One of the most popular courses at Harvard University of late is one titled “Vision and Justice: The Art of Citizenship,” taught by Sarah Lewis, assistant professor in the Department of History of Art and Architecture and the Department of African and African American Studies. Lewis also guest edited a 2016 issue of Aperture magazine on the same topic. Lewis makes the point over and over that how we portray a community correlates with how we treat a community. Both the Aperture issue and Harlem: In Situ offer a narrative of self-determination and self-reflection that counters so much of the negative, racist imagery designed to dehumanize African Americans over the decades.

In the Harlem: In Situ exhibition, the black and white photographs (silver gelatin prints) by Carl Van Vechten, Aaron Siskind, Lucien Aigner, James Van Der Zee, and others capture remarkable Harlem street scenes of the 1930s and 1940s as well as portraits of artists, musicians, and writers of the day, including poet Langston Hughes.

The exhibition also includes black and white photos from Roy DeCarava, the first African-American to win a Guggenheim Fellowship (1952). DeCarava’s intriguing, atmospheric images from the late 1950s and early 1960s includes one titled, “Coltrane and Elvin” (1960), a stunning portrait of musicians John Coltrane and Elvin Jones playing at a club. Another photo by Leonard Free captures joyful Harlem residents greeting Dr. Martin Luther King, Jr. shortly after he won the Nobel Peace Prize in 1964.

These early- and mid-20th century photographs give way in the exhibition to Daywoud Bey’s more contemporary images (black and white and color) that update the street life in Harlem, capturing both the years of economic downturn and political unrest in the 1970s, as well as recent imagines of Harlem’s shift to a more gentrified community. We move, that is, from portraits of barber-shop life and front stoops and boys riding home-made scooters through the spray of open fire hydrants to a 2014 image of a tourist sitting at a table outside a Harlem patisserie with his espresso, laptop, and headphones. Daywoud Bey, who was born in Harlem and raised in nearby Queens and studied art at Yale University, was a recipient of a 2017 MacArthur Foundation Fellowship. In his arresting photographs we feel the quiet tension in the community’s shift into a new iteration of itself.

Also among the powerful images in the exhibition are the color photographs by Lorraine O’Grady from 1983. During the annual African-American Day parade in Harlem, O’Grady brought along a team of artists to carry empty picture frames, which they would spontaneously hold up in front of parade participants and spectators while O’Grady took photographs. What one feels viewing this series of 21 images, titled “Art Is…,” is the full celebratory joy in the individual lives and collective spirit of community.
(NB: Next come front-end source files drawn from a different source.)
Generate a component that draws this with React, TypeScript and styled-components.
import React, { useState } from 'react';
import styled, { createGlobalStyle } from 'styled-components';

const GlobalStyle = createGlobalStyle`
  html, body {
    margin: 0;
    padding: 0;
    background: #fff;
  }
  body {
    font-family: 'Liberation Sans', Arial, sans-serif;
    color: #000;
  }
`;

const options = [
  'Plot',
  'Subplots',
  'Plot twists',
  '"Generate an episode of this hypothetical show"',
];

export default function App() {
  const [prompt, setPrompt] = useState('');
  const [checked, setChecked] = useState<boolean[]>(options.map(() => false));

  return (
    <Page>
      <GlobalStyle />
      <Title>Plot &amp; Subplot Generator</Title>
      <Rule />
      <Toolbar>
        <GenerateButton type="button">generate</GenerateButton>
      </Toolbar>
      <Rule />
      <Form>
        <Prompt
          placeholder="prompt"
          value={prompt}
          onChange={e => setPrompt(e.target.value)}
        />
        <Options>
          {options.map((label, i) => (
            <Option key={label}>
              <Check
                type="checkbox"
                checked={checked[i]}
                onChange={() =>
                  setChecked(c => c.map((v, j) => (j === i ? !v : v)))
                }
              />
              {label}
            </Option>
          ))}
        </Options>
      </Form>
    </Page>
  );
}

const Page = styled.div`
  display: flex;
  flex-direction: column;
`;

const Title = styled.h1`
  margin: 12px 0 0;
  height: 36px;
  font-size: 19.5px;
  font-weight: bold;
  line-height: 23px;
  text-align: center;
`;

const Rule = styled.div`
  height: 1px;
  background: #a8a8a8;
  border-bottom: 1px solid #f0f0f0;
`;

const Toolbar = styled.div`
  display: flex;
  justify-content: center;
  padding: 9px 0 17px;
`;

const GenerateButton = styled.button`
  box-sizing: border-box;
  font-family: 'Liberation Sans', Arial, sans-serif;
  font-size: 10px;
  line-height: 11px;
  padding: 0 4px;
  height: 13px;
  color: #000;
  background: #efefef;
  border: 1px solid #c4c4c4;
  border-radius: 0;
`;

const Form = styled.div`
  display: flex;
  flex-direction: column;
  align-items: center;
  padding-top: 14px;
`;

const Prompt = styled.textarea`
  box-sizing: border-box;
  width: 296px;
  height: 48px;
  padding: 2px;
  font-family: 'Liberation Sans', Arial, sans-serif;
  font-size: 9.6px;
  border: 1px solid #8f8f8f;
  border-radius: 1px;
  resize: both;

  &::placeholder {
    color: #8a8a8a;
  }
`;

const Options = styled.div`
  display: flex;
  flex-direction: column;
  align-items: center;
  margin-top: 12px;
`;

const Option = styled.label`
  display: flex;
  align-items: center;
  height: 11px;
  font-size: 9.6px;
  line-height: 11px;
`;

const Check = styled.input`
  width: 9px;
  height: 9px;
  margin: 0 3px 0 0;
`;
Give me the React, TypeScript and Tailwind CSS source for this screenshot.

As Stephanie Sparling Williams notes, outside artists and photographers “tended to focus on the bleakness of [Harlem’s] deprivation, where residents tended to celebrate the past and imagine new futures.”
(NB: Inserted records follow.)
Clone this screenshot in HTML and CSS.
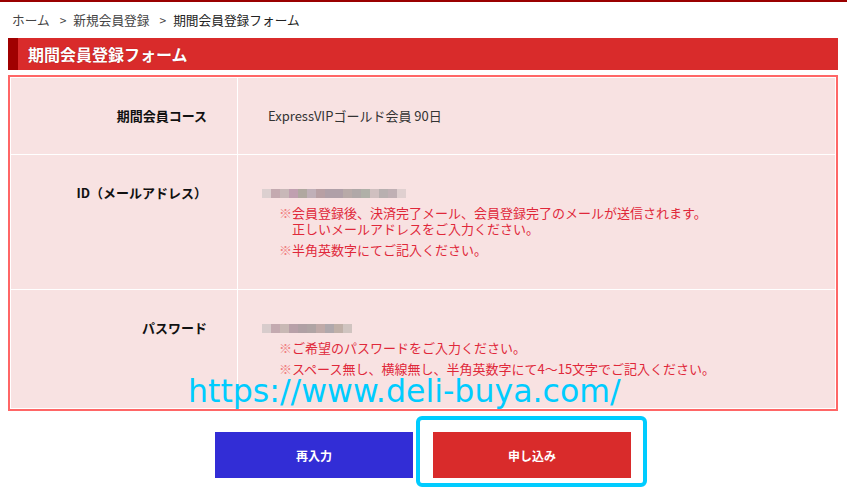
FILE: index.html
```html
<!DOCTYPE html>
<html lang="ja">
<head>
<meta charset="utf-8">
<title>期間会員登録フォーム</title>
<link rel="stylesheet" href="styles.css">
</head>
<body>
<div class="topline"></div>
<div class="page">
  <nav class="crumbs">
    <span class="crumb">ホーム</span><span class="sep">&gt;</span><span class="crumb">新規会員登録</span><span class="sep">&gt;</span><span class="crumb current">期間会員登録フォーム</span>
  </nav>
  <h1 class="title">期間会員登録フォーム</h1>
  <table class="form">
    <tr>
      <th>期間会員コース</th>
      <td>ExpressVIPゴールド会員 90日</td>
    </tr>
    <tr>
      <th>ID（メールアドレス）</th>
      <td class="field">
        <div class="mask mask-id"></div>
        <ul class="notes">
          <li><span class="kome">※</span>会員登録後、決済完了メール、会員登録完了のメールが送信されます。<br>正しいメールアドレスをご入力ください。</li>
          <li><span class="kome">※</span>半角英数字にてご記入ください。</li>
        </ul>
      </td>
    </tr>
    <tr>
      <th>パスワード</th>
      <td class="field">
        <div class="mask mask-pw"></div>
        <ul class="notes">
          <li><span class="kome">※</span>ご希望のパスワードをご入力ください。</li>
          <li><span class="kome">※</span>スペース無し、横線無し、半角英数字にて4～15文字でご記入ください。</li>
        </ul>
      </td>
    </tr>
  </table>
  <div class="actions">
    <button class="btn btn-reset" type="button">再入力</button>
    <button class="btn btn-submit" type="button">申し込み</button>
  </div>
</div>
<div class="watermark">https://www.deli-buya.com/</div>
<div class="highlight"></div>
</body>
</html>
```

FILE: styles.css
```css
html, body {
  margin: 0;
  padding: 0;
  background: #fff;
}
body {
  position: relative;
  width: 847px;
  height: 492px;
  overflow: hidden;
  font-family: "Noto Sans CJK JP", "Noto Sans", sans-serif;
  color: #333;
}
.topline {
  height: 2px;
  background: #9a0000;
}
.page {
  padding: 0 9px 0 8px;
}
.crumbs {
  padding: 9px 0 0 4px;
  font-size: 12.7px;
  line-height: 18px;
  color: #444;
}
.sep {
  margin: 0 7px 0 10px;
  font-size: 12px;
}
.crumb.current {
  color: #222;
}
.title {
  margin: 9px 0 0;
  height: 32px;
  box-sizing: border-box;
  border-left: 10px solid #a00000;
  background: #d92b2b;
  padding-left: 10px;
  color: #fff;
  font-size: 16px;
  font-weight: bold;
  line-height: 32px;
  text-shadow: 0 0 1px rgba(80,0,0,0.5);
}
.form {
  margin-top: 5px;
  width: 100%;
  table-layout: fixed;
  border-collapse: separate;
  border-spacing: 1px;
  border: 2px solid #ff6666;
  background: #fff;
  font-size: 13px;
  line-height: 18px;
}
.form th,
.form td {
  background: #f8e2e2;
  vertical-align: top;
  padding: 29px 30px;
}
.form td.field {
  padding-bottom: 31px;
}
.form th {
  box-sizing: border-box;
  width: 226px;
  padding-left: 0;
  text-align: right;
  font-weight: bold;
  color: #111;
}
.form td {
  color: #333;
}
.mask {
  height: 9px;
  margin: 5px 0 7px -6px;
}
.mask-id {
  width: 144px;
  background: linear-gradient(to right,
    #dcd0d0 0 9px, #c4aab0 9px 18px, #c8b8b8 18px 27px, #c0a0b0 27px 36px,
    #b0a8a0 36px 45px, #c0b0b8 45px 54px, #b8a0a4 54px 63px, #b0a0a8 63px 72px,
    #b0a0a8 72px 81px, #b8aaa8 81px 90px, #b0a8a8 90px 99px, #b0b0a8 99px 108px,
    #d0c0c0 108px 117px, #b8b0b0 117px 126px, #c0b0b4 126px 135px, #e0d0d0 135px 144px);
}
.mask-pw {
  width: 90px;
  background: linear-gradient(to right,
    #d8cccc 0 9px, #c4aab0 9px 18px, #c8b8b4 18px 27px, #b8a0a8 27px 36px,
    #b0a0a4 36px 45px, #b0a4a4 45px 54px, #c0aaa8 54px 63px, #b0a8ac 63px 72px,
    #c0b0a8 72px 81px, #d0c4c0 81px 90px);
}
.notes {
  list-style: none;
  margin: 0 0 0 11px;
  padding: 0;
  font-size: 13px;
  line-height: 16px;
  color: #e0283a;
}
.notes li {
  padding-left: 13px;
  text-indent: -13px;
}
.notes li + li {
  margin-top: 5px;
}
.kome {
  color: #f08080;
}
.actions {
  display: flex;
  justify-content: center;
  gap: 20px;
  margin-top: 21px;
}
.btn {
  width: 198px;
  height: 46px;
  border: 0;
  margin: 0;
  padding: 0;
  color: #fff;
  font-family: "Noto Sans CJK JP", sans-serif;
  font-size: 12px;
  font-weight: bold;
  cursor: pointer;
}
.btn-reset {
  background: #322dd6;
}
.btn-submit {
  background: #d92b2b;
}
.watermark {
  position: absolute;
  left: 188px;
  top: 376px;
  font-family: "DejaVu Sans", sans-serif;
  font-size: 31.6px;
  line-height: 31px;
  color: #00ccff;
  white-space: nowrap;
}
.highlight {
  position: absolute;
  left: 416px;
  top: 416px;
  width: 231px;
  height: 71px;
  box-sizing: border-box;
  border: 4px solid #00ccff;
  border-radius: 6px;
}
```
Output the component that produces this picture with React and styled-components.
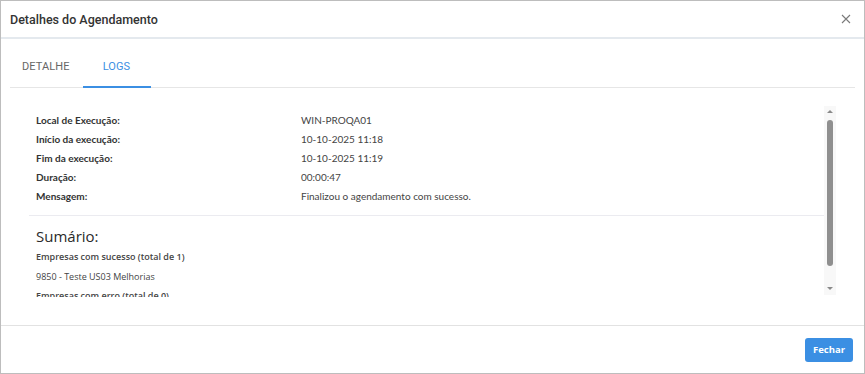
import React, { useState } from "react";
import styled, { createGlobalStyle } from "styled-components";

const GlobalStyle = createGlobalStyle`
  html, body {
    margin: 0;
    padding: 0;
    background: #ffffff;
  }
  * {
    box-sizing: border-box;
  }
`;

const infoRows = [
  { label: "Local de Execução:", value: "WIN-PROQA01" },
  { label: "Início da execução:", value: "10-10-2025 11:18" },
  { label: "Fim da execução:", value: "10-10-2025 11:19" },
  { label: "Duração:", value: "00:00:47" },
  { label: "Mensagem:", value: "Finalizou o agendamento com sucesso." },
];

const summary = [
  { text: "Empresas com sucesso (total de 1)", strong: true },
  { text: "9850 - Teste US03 Melhorias" },
  { text: "Empresas com erro (total de 0)", strong: true },
];

const tabs = [
  { key: "detalhe", label: "DETALHE", pad: "0 13px 0 12px" },
  { key: "logs", label: "LOGS", pad: "0 21px 0 20px" },
];

const App = () => {
  const [active, setActive] = useState("logs");

  return (
    <>
      <GlobalStyle />
      <Modal>
        <Header>
          <Title>Detalhes do Agendamento</Title>
          <CloseButton aria-label="Fechar">
            <svg width="10" height="10" viewBox="0 0 10 10">
              <path d="M1 1 L9 9 M9 1 L1 9" stroke="#7a7a7a" strokeWidth="1.1" fill="none" />
            </svg>
          </CloseButton>
        </Header>

        <TabBar>
          {tabs.map((t) => (
            <Tab
              key={t.key}
              $active={active === t.key}
              $pad={t.pad}
              onClick={() => setActive(t.key)}
            >
              {t.label}
            </Tab>
          ))}
        </TabBar>

        <Body>
          <ScrollPane>
            <Content>
              <InfoList>
                {infoRows.map((r) => (
                  <InfoRow key={r.label}>
                    <Label>{r.label}</Label>
                    <Value>{r.value}</Value>
                  </InfoRow>
                ))}
              </InfoList>
              <Divider />
              <Summary>
                <SummaryTitle>Sumário:</SummaryTitle>
                {summary.map((s) => (
                  <SummaryLine key={s.text} $strong={s.strong}>
                    {s.text}
                  </SummaryLine>
                ))}
              </Summary>
            </Content>
            <ScrollTrack>
              <Arrow $dir="up" />
              <Thumb />
              <Arrow $dir="down" />
            </ScrollTrack>
          </ScrollPane>
        </Body>

        <Footer>
          <PrimaryButton>Fechar</PrimaryButton>
        </Footer>
      </Modal>
    </>
  );
};

const Modal = styled.div`
  width: 865px;
  height: 374px;
  border: 1px solid #bdbdbd;
  background: #fff;
  display: flex;
  flex-direction: column;
  overflow: hidden;
`;

const Header = styled.div`
  height: 38px;
  border-bottom: 2px solid #e4e9ee;
  display: flex;
  align-items: center;
  justify-content: space-between;
  padding: 0 12px 0 9px;
`;

const Title = styled.span`
  font-family: Roboto, "Liberation Sans", sans-serif;
  font-size: 12.5px;
  font-weight: 500;
  color: #333;
`;

const CloseButton = styled.button`
  border: none;
  background: transparent;
  padding: 0;
  width: 12px;
  height: 12px;
  display: flex;
  align-items: center;
  justify-content: center;
  cursor: pointer;
`;

const TabBar = styled.div`
  margin: 8px 9px 0;
  height: 41px;
  display: flex;
  border-bottom: 1px solid #e6e6e6;
`;

const Tab = styled.div`
  padding: ${(p) => p.$pad};
  display: flex;
  align-items: center;
  font-family: Roboto, "Liberation Sans", sans-serif;
  font-size: 11px;
  letter-spacing: 0.1px;
  color: ${(p) => (p.$active ? "#3b8fe3" : "#666")};
  border-bottom: 2px solid ${(p) => (p.$active ? "#3b8fe3" : "transparent")};
  margin-bottom: -1px;
  cursor: pointer;
`;

const Body = styled.div`
  flex: 1;
  padding: 16px 28px 0;
`;

const ScrollPane = styled.div`
  height: 193px;
  display: flex;
`;

const Content = styled.div`
  flex: 1;
  overflow: hidden;
`;

const InfoList = styled.div`
  padding: 6px 0 0 7px;
`;

const InfoRow = styled.div`
  display: grid;
  grid-template-columns: 265px 1fr;
  height: 19px;
  align-items: center;
  font-family: Lato, "Open Sans", sans-serif;
  font-size: 10px;
`;

const Label = styled.span`
  font-weight: 700;
  color: #333;
`;

const Value = styled.span`
  color: #444;
`;

const Divider = styled.div`
  height: 1px;
  background: #ebebf0;
  margin-top: 10px;
`;

const Summary = styled.div`
  padding: 9px 0 0 7px;
`;

const SummaryTitle = styled.div`
  font-family: "Open Sans", sans-serif;
  font-size: 15px;
  line-height: 22px;
  color: #2a2a2a;
`;

const SummaryLine = styled.div`
  font-family: "Open Sans", sans-serif;
  font-size: 9px;
  line-height: 19.5px;
  font-weight: ${(p) => (p.$strong ? 600 : 400)};
  color: #444;
  &:first-of-type {
    margin-top: 1px;
  }
`;

const ScrollTrack = styled.div`
  width: 12px;
  margin: 2px 0 2px;
  background: #f8f8f8;
  display: flex;
  flex-direction: column;
  align-items: center;
`;

const Arrow = styled.div`
  width: 0;
  height: 0;
  border-left: 3px solid transparent;
  border-right: 3px solid transparent;
  ${(p) =>
    p.$dir === "up"
      ? "border-bottom: 3px solid #8a8a8a; margin: 4px 0 7px;"
      : "border-top: 3px solid #8a8a8a; margin: auto 0 5px;"}
`;

const Thumb = styled.div`
  width: 6px;
  height: 146px;
  border-radius: 3px;
  background: #8f8f8f;
`;

const Footer = styled.div`
  height: 48px;
  border-top: 1px solid #e2e2e2;
  display: flex;
  align-items: center;
  justify-content: flex-end;
  padding: 0 11px;
`;

const PrimaryButton = styled.button`
  width: 48px;
  height: 24px;
  border: none;
  border-radius: 3px;
  background: #3b8fe3;
  color: #fff;
  font-family: "Open Sans", sans-serif;
  font-weight: 700;
  font-size: 9.5px;
  cursor: pointer;
`;

export default App;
The feeling of celebration is clear in Romare Bearden’s remarkable portrait of Duke Ellington, as well as in Jacob Lawrence’s painting of a group of African-American men huddled around a numbers game. In Alice Neel’s painting of a corner tenement building, the street scene is held in contrast beneath a bright, almost playful sky.
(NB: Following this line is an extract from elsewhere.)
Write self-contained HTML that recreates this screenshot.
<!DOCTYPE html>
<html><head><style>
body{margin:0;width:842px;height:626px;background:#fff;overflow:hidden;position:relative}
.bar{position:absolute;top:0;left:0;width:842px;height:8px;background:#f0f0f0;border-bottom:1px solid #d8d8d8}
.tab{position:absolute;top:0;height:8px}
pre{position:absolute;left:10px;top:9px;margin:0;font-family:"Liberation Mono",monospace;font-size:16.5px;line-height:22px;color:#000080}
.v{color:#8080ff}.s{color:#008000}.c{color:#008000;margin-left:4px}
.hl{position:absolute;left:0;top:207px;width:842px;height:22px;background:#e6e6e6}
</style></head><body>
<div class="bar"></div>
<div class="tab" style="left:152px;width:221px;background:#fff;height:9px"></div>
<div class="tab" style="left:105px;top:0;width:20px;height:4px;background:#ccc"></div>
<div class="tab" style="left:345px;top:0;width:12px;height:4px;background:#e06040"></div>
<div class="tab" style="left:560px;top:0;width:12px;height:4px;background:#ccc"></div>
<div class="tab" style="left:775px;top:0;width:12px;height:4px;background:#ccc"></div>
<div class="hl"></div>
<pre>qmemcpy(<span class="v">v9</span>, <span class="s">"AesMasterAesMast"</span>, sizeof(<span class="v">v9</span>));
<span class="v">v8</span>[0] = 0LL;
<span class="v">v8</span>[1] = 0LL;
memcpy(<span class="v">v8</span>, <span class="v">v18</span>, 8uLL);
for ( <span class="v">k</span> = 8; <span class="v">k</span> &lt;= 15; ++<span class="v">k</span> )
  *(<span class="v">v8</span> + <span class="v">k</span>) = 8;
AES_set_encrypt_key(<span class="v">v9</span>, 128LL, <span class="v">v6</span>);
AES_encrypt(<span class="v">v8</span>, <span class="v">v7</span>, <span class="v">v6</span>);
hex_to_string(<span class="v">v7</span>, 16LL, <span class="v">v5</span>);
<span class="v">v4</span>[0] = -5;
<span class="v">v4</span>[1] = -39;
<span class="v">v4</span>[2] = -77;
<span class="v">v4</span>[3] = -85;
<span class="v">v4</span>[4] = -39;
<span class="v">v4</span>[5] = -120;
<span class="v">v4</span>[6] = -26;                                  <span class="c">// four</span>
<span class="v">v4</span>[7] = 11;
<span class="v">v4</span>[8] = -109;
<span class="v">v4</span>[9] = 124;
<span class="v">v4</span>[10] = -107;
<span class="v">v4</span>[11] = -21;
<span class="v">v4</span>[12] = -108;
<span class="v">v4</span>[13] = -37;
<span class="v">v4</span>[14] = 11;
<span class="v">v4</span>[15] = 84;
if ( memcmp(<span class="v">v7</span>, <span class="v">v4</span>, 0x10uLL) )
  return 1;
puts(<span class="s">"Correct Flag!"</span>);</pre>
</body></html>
The contemporary paintings of Jordan Casteel — focused on the lives of African-American men — capture more ordinary moments in Harlem life. There’s something so compelling about these images, too. Besides being remarkable paintings, they carry with them the quiet dignity in life outside the limelight.

A single exhibition can’t capture the entirety of a community with a history as complex as Harlem’s. But one comes away from Harlem: In Situ with strong reminder of this African-American community’s determination, talent, struggles, grace, and pride. We also came away from the exhibition grateful for the existence of the Addison Gallery of American Art, and for all schools that continue to take the visual and performing arts seriously — as worthy of study and practice and as deeply valuable for what it tells us about ourselves and the world.

The collection at the Addison Gallery is available to students at Philips Academy and other schools and colleges for the study of art and culture. It is also open to the public. If you find yourself near Andover, we encourage you to stop in. Harlem: In Situ runs through July 31, 2019. It’s one of four exhibitions currently on display at the gallery, along with plenty of other art from the gallery’s permanent collection.